Common mistakes to avoid when you retire from your commercial real estate investments
What are common mistakes to avoid when you’re ready to retire from your commercial real estate investments?
What are some of those mistakes that retiring owners are making? Well, here’s one that I see all the time. Mr Owner has had his property for 40 years, bought it back in the 1970s or 1980s, has operated the property, paid it off, and today is ready to retire and sell the building.
Managing a low-occupancy or break-even building
The mistake the owners made though is they haven’t prepared the property for the sale, and what I mean by that is they’ve had the property for such a long period of time that they have just kind of managed a low-occupancy rate or a break-even occupancy rate. They’ve paid off the debt and they just maintained the building. But what they want is they want a buyer to come and to pay full market value for a property that’s not performing at full market potential. So that creates a big problem.
How do you solve that? Well, this is an issue we see frequently in our business. The owner comes in and says, “Well, I want to sell for full market value. Here’s what I’m doing. I’m renting at 60% of market. I’m not full and I need someone else to figure it out.”
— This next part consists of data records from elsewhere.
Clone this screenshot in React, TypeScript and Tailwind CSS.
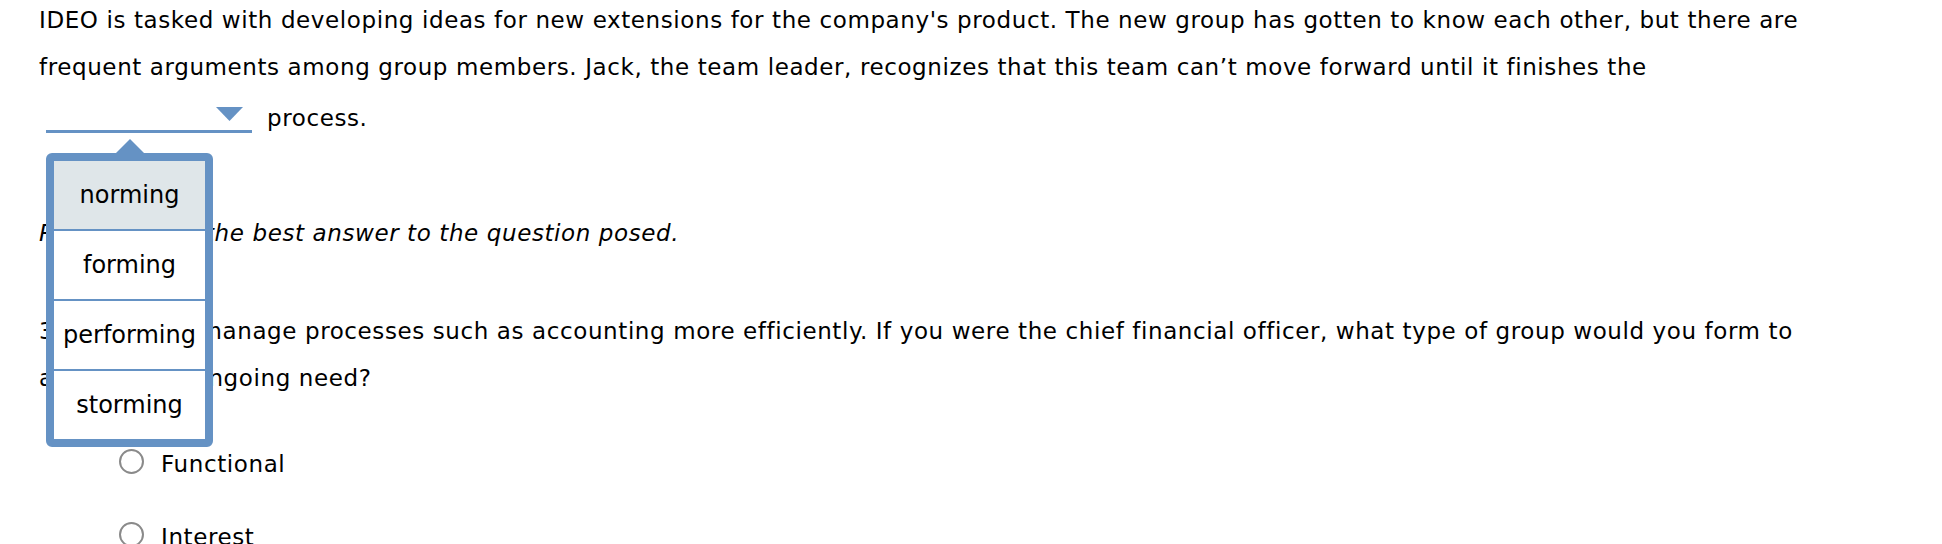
import React from "react";

const options = ["norming", "forming", "performing", "storming"];

function Dropdown() {
  return (
    <span className="relative ml-[7px] inline-block h-[30px] w-[206px] align-[-7px]">
      <span className="absolute bottom-0 left-0 right-0 h-[3px] bg-[#6592c4]" />
      <svg className="absolute right-[9px] top-[4px]" width="27" height="14" viewBox="0 0 27 14">
        <polygon points="0,0 27,0 13.5,14" fill="#6592c4" />
      </svg>
      <div className="absolute left-0 top-[36px] z-10 w-[167px] tracking-normal">
        <svg className="mx-auto block" width="28" height="14" viewBox="0 0 28 14">
          <polygon points="0,14 14,0 28,14" fill="#6592c4" />
        </svg>
        <ul className="overflow-hidden rounded-[6px] border-[8px] border-[#6592c4] bg-white">
          {options.map((o, i) => (
            <li
              key={o}
              className={
                "flex items-center justify-center text-[24px] text-black " +
                (i === 0 ? "h-[68px] bg-[#dfe6e9]" : "h-[70px] border-t-2 border-[#6592c4]")
              }
            >
              {o}
            </li>
          ))}
        </ul>
      </div>
    </span>
  );
}

function Radio({ label }: { label: string }) {
  return (
    <label className="flex h-[47px] items-center gap-[17px]">
      <span className="-mt-[7px] inline-block h-[25px] w-[25px] rounded-full border-2 border-[#8a8a8a] bg-white" />
      <span>{label}</span>
    </label>
  );
}

export default function App() {
  return (
    <div
      className="h-[544px] overflow-hidden bg-white px-[39px] text-[23px] leading-[47px] tracking-[0.6px] text-black"
      style={{ fontFamily: '"DejaVu Sans", Verdana, sans-serif' }}
    >
      <p className="-mt-[3px]">
        IDEO is tasked with developing ideas for new extensions for the company's product. The new group has
        gotten to know each other, but there are
        <br />
        frequent arguments among group members. Jack, the team leader, recognizes that this team can’t move
        forward until it finishes the
      </p>
      <div className="pt-[4px]">
        <Dropdown />
        <span className="ml-[15px]">process.</span>
      </div>

      <p className="mt-[68px] italic">Please select the best answer to the question posed.</p>

      <p className="mt-[51px]">
        3. We aim to manage processes such as accounting more efficiently. If you were the chief financial
        officer, what type of group would you form to
        <br />
        address this ongoing need?
      </p>

      <div className="ml-[80px] mt-[39px] flex flex-col gap-[26px]">
        <Radio label="Functional" />
        <Radio label="Interest" />
      </div>
    </div>
  );
}
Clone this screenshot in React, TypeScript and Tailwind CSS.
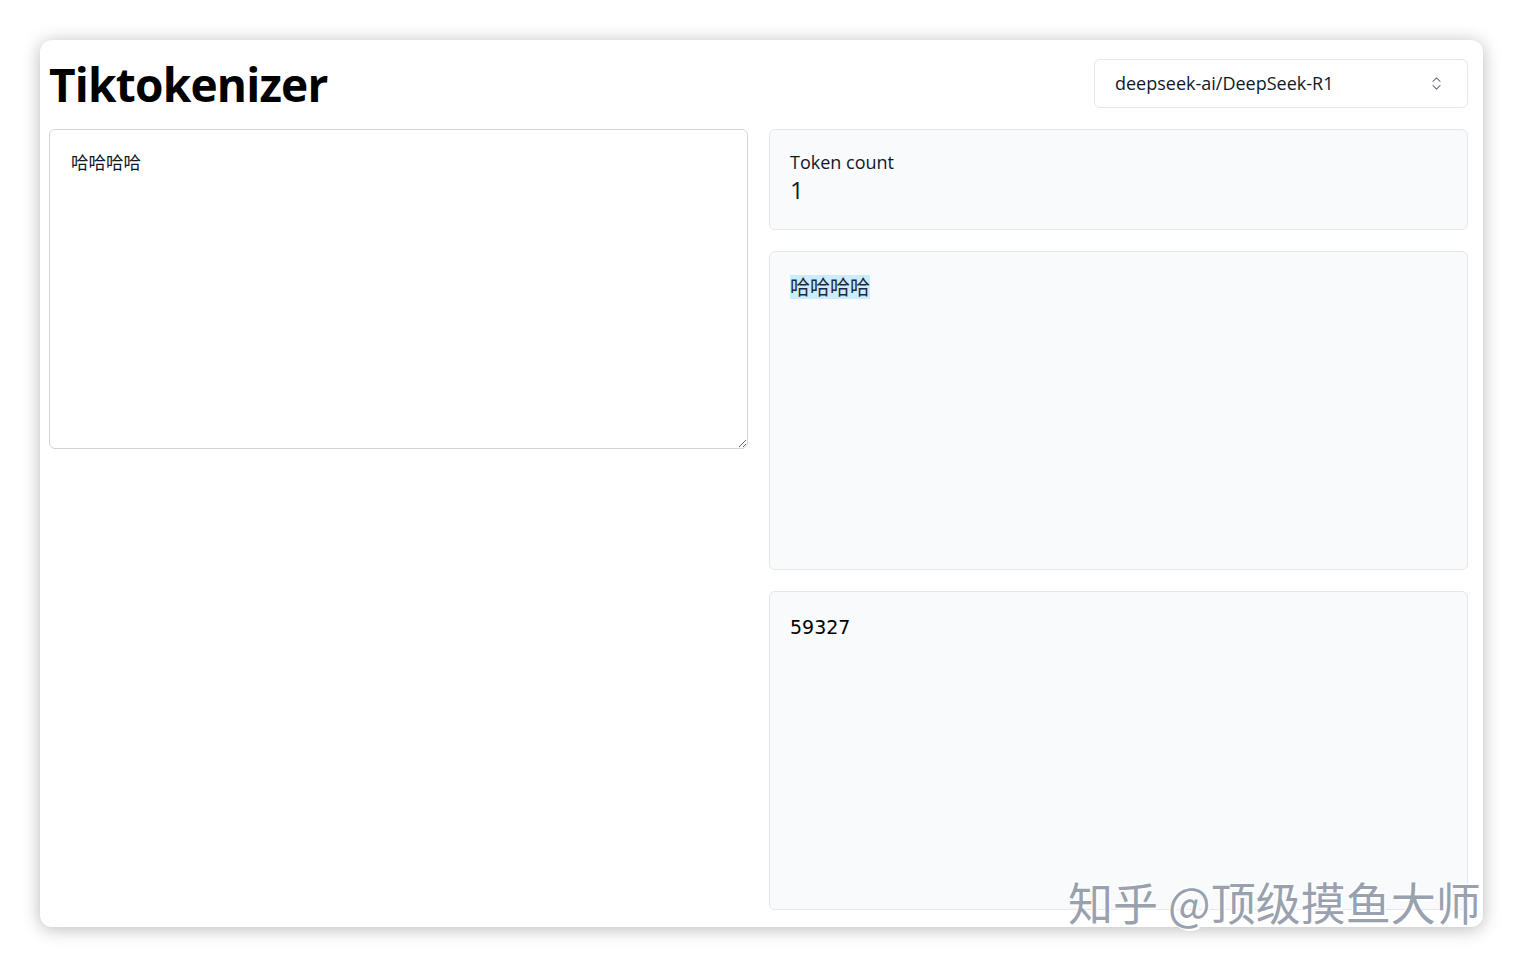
import React from "react";
import { ChevronsUpDown } from "lucide-react";

export default function App() {
  const sans = { fontFamily: '"Open Sans", "Noto Sans CJK SC", sans-serif' };
  return (
    <div className="w-[1523px] h-[967px] bg-white pt-[40px] pl-[40px] relative overflow-hidden" style={sans}>
      <div className="w-[1443px] h-[887px] rounded-xl bg-white shadow-[0_2px_18px_rgba(0,0,0,0.28)] pl-[9px] pr-[15px] pt-[19px]">
        <div className="flex items-center justify-between h-[49px]">
          <h1 className="text-[46px] font-bold tracking-[-0.8px] text-black leading-none">Tiktokenizer</h1>
          <div className="w-[374px] h-[49px] border border-gray-200 rounded-md flex items-center justify-between pl-[20px] pr-[22px] text-[18px] text-gray-900">
            <span>deepseek-ai/DeepSeek-R1</span>
            <ChevronsUpDown className="w-[17px] h-[17px] text-gray-500" strokeWidth={1.5} />
          </div>
        </div>
        <div className="grid grid-cols-2 gap-[21px] mt-[21px]">
          <div>
            <textarea
              className="w-full h-[320px] border border-gray-300 rounded-md px-[21px] py-[20px] text-[17.5px] leading-[24px] text-gray-900 outline-none resize-y block"
              style={{ fontFamily: '"Noto Sans CJK SC", sans-serif' }}
              defaultValue="哈哈哈哈"
            />
          </div>
          <div className="flex flex-col gap-[21px]">
            <div className="h-[101px] bg-slate-50 border border-gray-200 rounded-md px-[20px] pt-[19px]">
              <div className="text-[18px] leading-[26px] text-gray-900">Token count</div>
              <div className="text-[24px] leading-[30px] text-gray-900">1</div>
            </div>
            <div className="h-[319px] bg-slate-50 border border-gray-200 rounded-md px-[20px] pt-[23px]">
              <span className="bg-sky-200/70 text-[20px] leading-[24px] text-gray-800 inline-block" style={{ fontFamily: '"Noto Sans CJK SC", sans-serif' }}>哈哈哈哈</span>
            </div>
            <div className="h-[319px] bg-slate-50 border border-gray-200 rounded-md px-[20px] pt-[21px]">
              <div className="text-[19px] leading-[28px] text-black" style={{ fontFamily: '"DejaVu Sans", sans-serif' }}>59327</div>
            </div>
          </div>
        </div>
      </div>
      <div
        className="absolute left-[1068px] top-[879px] text-[45px] leading-none text-gray-400 whitespace-nowrap"
        style={{ fontFamily: '"Noto Sans CJK SC", sans-serif', textShadow: "2px 2px 0 #ffffff, -1px -1px 0 #ffffff" }}
      >
        知乎 @顶级摸鱼大师
      </div>
    </div>
  );
}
Shift the perspective on the property
So what do you do about it? Well, typically you need to shift the perspective on the property. The first thing that that owner’s probably thinking is I need to find an investor who will pay me the right price for this building. That investor’s going to come in and they will do what I didn’t do over the past couple of years.
They’ll take it over.
They’ll raise the rent.
They’ll find new tenants.
They’ll fill up the spaces.
They’ll renovate the building and they’ll make it pay.
The challenge there for that new investor is they have to invest time and money to carry the building, pay the mortgage, pay the operating expenses, and then improve the spaces to then attract the tenants to get the property to full performance. And when they go to do that, they expect to make a profit for taking that risk.
Who else could use the building?
A lot of times what we see is we need to move the perspective over to the owner-user. That’s the company that would occupy the building for themselves. And what they would do with the building is they would take the existing tenants and say, “Great, I can pick and choose who I want in the building. They’re already paying rent. I can collect some of that to offset my overhead. But what I can really do here is take control of the property and have full say in how much I charge and who’s here.”
So, a lot of times the problem isn’t solved by finding the investor to replace you, but rather finding someone who’s going to use the building differently than how you’ve been operating it, who will value it and take the risk to fill that gap and pay you the right price.